What makes spinal-cord injuries as devastating as they are is that everything about them plays out in absolutes: they are instantaneous, utterly disabling and horribly permanent. That last fact has always presented both a puzzle and an opportunity. Nerves in the peripheral nervous system (PNS) — those that carry signals in an arm or leg, say — are able to regenerate after injury. That’s why you can badly lacerate a finger and retain full use of it. The central nervous system (CNS) is a different matter. An injured spine remains an injured spine, period. Find and harness what it is that makes things so different in the PNS and you just might get a wounded spine to heal.

As researchers learned, there are a lot of things that drive peripheral regrowth, but perhaps the most important are known as Schwann cells, which are not nerve cells themselves but a kind of attendant, helping neurons regrow myelin — the fatty insulation that covers nerve strands — and otherwise stay healthy and functioning. For some years, Miami Project scientists have been transplanting Schwann cells from the legs of paralyzed rats, mice, pigs and primates to the site of the spinal injury and have been astonished at the results: in many cases, the animals recovered 70% of the lost sensation and function. That is exactly 70% more than most spinal injured patients have been told to hope for.

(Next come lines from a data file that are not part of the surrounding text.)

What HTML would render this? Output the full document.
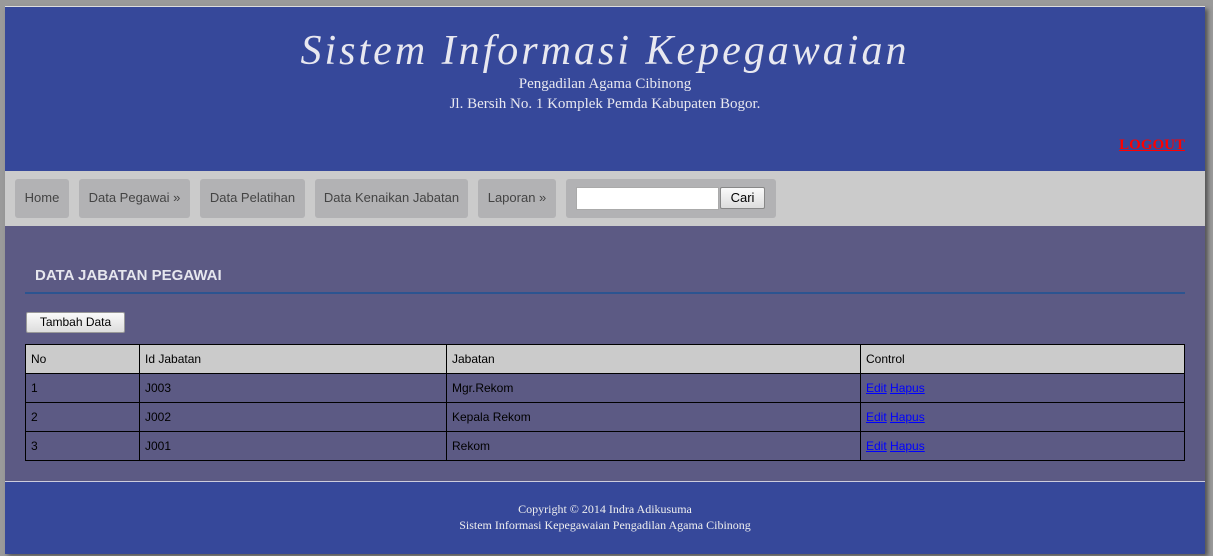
<!DOCTYPE html>
<html><head><meta charset="utf-8"><style>
*{margin:0;padding:0;box-sizing:border-box}
body{width:1213px;height:556px;background:#9a9a9a;position:relative;overflow:hidden;font-family:"Liberation Sans",sans-serif}
#wrap{position:absolute;left:5px;top:6px;width:1200px;height:547px;border-top:1px solid #ddd;box-shadow:3px 3px 4px #555}
#hdr{position:absolute;left:0;top:0;width:1200px;height:164px;background:#36489a;color:#e8e8f0;text-align:center}
#hdr h1{font-family:"Liberation Serif",serif;font-style:italic;font-weight:normal;font-size:42px;letter-spacing:3px;position:absolute;top:20px;width:100%}
#hdr .s{font-family:"Liberation Serif",serif;font-size:15px;position:absolute;width:100%}
#logout{position:absolute;right:20px;top:130px;color:#ff0000;font-family:"Liberation Serif",serif;font-weight:bold;font-size:15px;text-decoration:underline}
#nav{position:absolute;left:0;top:164px;width:1200px;height:55px;background:#cbcbcb}
.b{position:absolute;top:8px;height:39px;background:#b2b2b4;border-radius:3px;color:#444;font-size:13px;line-height:37px;text-align:center}
#main{position:absolute;left:0;top:219px;width:1200px;height:255px;background:#5c5a84}
#main h2{position:absolute;left:30px;top:41px;color:#e6e6ee;font-size:15px;font-weight:bold}
#line{position:absolute;left:20px;top:66px;width:1160px;height:2px;background:#2c5490}
#add{position:absolute;left:21px;top:86px;width:99px;height:21px;background:linear-gradient(#fafafa,#ddd);border:1px solid #999;border-radius:2px;font-size:12px;text-align:center;line-height:19px;color:#000}
table{position:absolute;left:20px;top:118px;width:1160px;border-collapse:collapse;font-size:12px}
td{border:1px solid #000;height:29px;padding-left:5px;color:#000}
tr.h td{background:#cbcbcb}
a{color:#00f}
#ft{position:absolute;left:0;top:474px;width:1200px;height:73px;background:#36489a;border-top:1px solid #ccd;color:#eee;text-align:center;font-family:"Liberation Serif",serif;font-size:12px}
</style></head><body>
<div id="wrap">
<div id="hdr">
<h1>Sistem Informasi Kepegawaian</h1>
<div class="s" style="top:69px">Pengadilan Agama Cibinong</div>
<div class="s" style="top:89px">Jl. Bersih No. 1 Komplek Pemda Kabupaten Bogor.</div>
<div id="logout">LOGOUT</div>
</div>
<div id="nav">
<div class="b" style="left:10px;width:54px">Home</div>
<div class="b" style="left:74px;width:111px">Data Pegawai »</div>
<div class="b" style="left:195px;width:105px">Data Pelatihan</div>
<div class="b" style="left:310px;width:153px">Data Kenaikan Jabatan</div>
<div class="b" style="left:473px;width:78px">Laporan »</div>
<div class="b" style="left:561px;width:210px">
<div style="position:absolute;left:10px;top:8px;width:143px;height:23px;background:#fff;border:1px solid #aaa"></div>
<div style="position:absolute;left:154px;top:8px;width:45px;height:22px;background:linear-gradient(#fafafa,#ddd);border:1px solid #888;border-radius:2px;line-height:20px;color:#000;font-size:13px">Cari</div>
</div>
</div>
<div id="main">
<h2>DATA JABATAN PEGAWAI</h2>
<div id="line"></div>
<div id="add">Tambah Data</div>
<table>
<tr class="h"><td style="width:114px">No</td><td style="width:307px">Id Jabatan</td><td style="width:414px">Jabatan</td><td>Control</td></tr>
<tr><td>1</td><td>J003</td><td>Mgr.Rekom</td><td><a href="#">Edit</a> <a href="#">Hapus</a></td></tr>
<tr><td>2</td><td>J002</td><td>Kepala Rekom</td><td><a href="#">Edit</a> <a href="#">Hapus</a></td></tr>
<tr><td>3</td><td>J001</td><td>Rekom</td><td><a href="#">Edit</a> <a href="#">Hapus</a></td></tr>
</table>
</div>
<div id="ft">
<div style="position:absolute;top:20px;width:100%">Copyright © 2014 Indra Adikusuma</div>
<div style="position:absolute;top:36px;width:100%">Sistem Informasi Kepegawaian Pengadilan Agama Cibinong</div>
</div>
</div>
</body></html>
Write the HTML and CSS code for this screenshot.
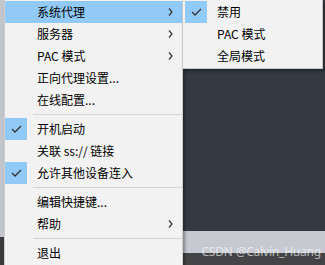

What the FDA is permitting — and what the Miami Project announced today — is preliminary, or Phase I, trials of Schwann cell transplants in humans. Under the new study, researchers will seek eight volunteers with fresh spinal injury at the thoracic level — farther down the spine than the neck, at a point at which damage can lead to paraplegia rather than quadriplegia. Schwann cells will then be harvested from each patient’s leg, grown and purified in petri dishes for 26 to 40 days, and transplanted into the spine. The patients will be followed for at least a year to determine what, if any improvement they’ve experienced, or what, if any, problems they’ve encountered.

This is by no means a no-risk decision for the volunteers. Since their own Schwann cells will be used in the transplants, there won’t be any risk of rejection. In that sense, they’ll behave like self-harvested stem cells. But as with brain injury, it’s often impossible to determine who will show improvement in the first year, who won’t and what it is that makes the difference. For many spinal patients, at least some function can return naturally as cord swelling subsides and the spine stabilizes, and the newly injured may not want to mess with their chances of improvement by volunteering for something that’s never been tried before. But it’s not an option to wait a year or two before volunteering for a Schwann trial either, since the window for improvement can close quickly.

All of these risks and potential benefits will be discussed with volunteers before they are accepted into the trial, but all of that is for tomorrow. Today, the Miami researchers are simply thrilled that they’ve gotten this far. “We believe today’s announcement is just as important to our field as man’s first step on the moon was to the space program,” said neurosurgeon and project co-founder Barth Green. “When we started the Miami Project, the short-term goal was to improve the quality of life of people living with paralysis, but the long-term goal remains re-establishing function and finding a cure.”

Buoniconti, the ex-jock, still believes he could be one of the beneficiaries of that cure. “Always in the back of my mind, I’m an athlete,” he says, “and have to prepare for the future.” In a small but profound way, that future may just have changed.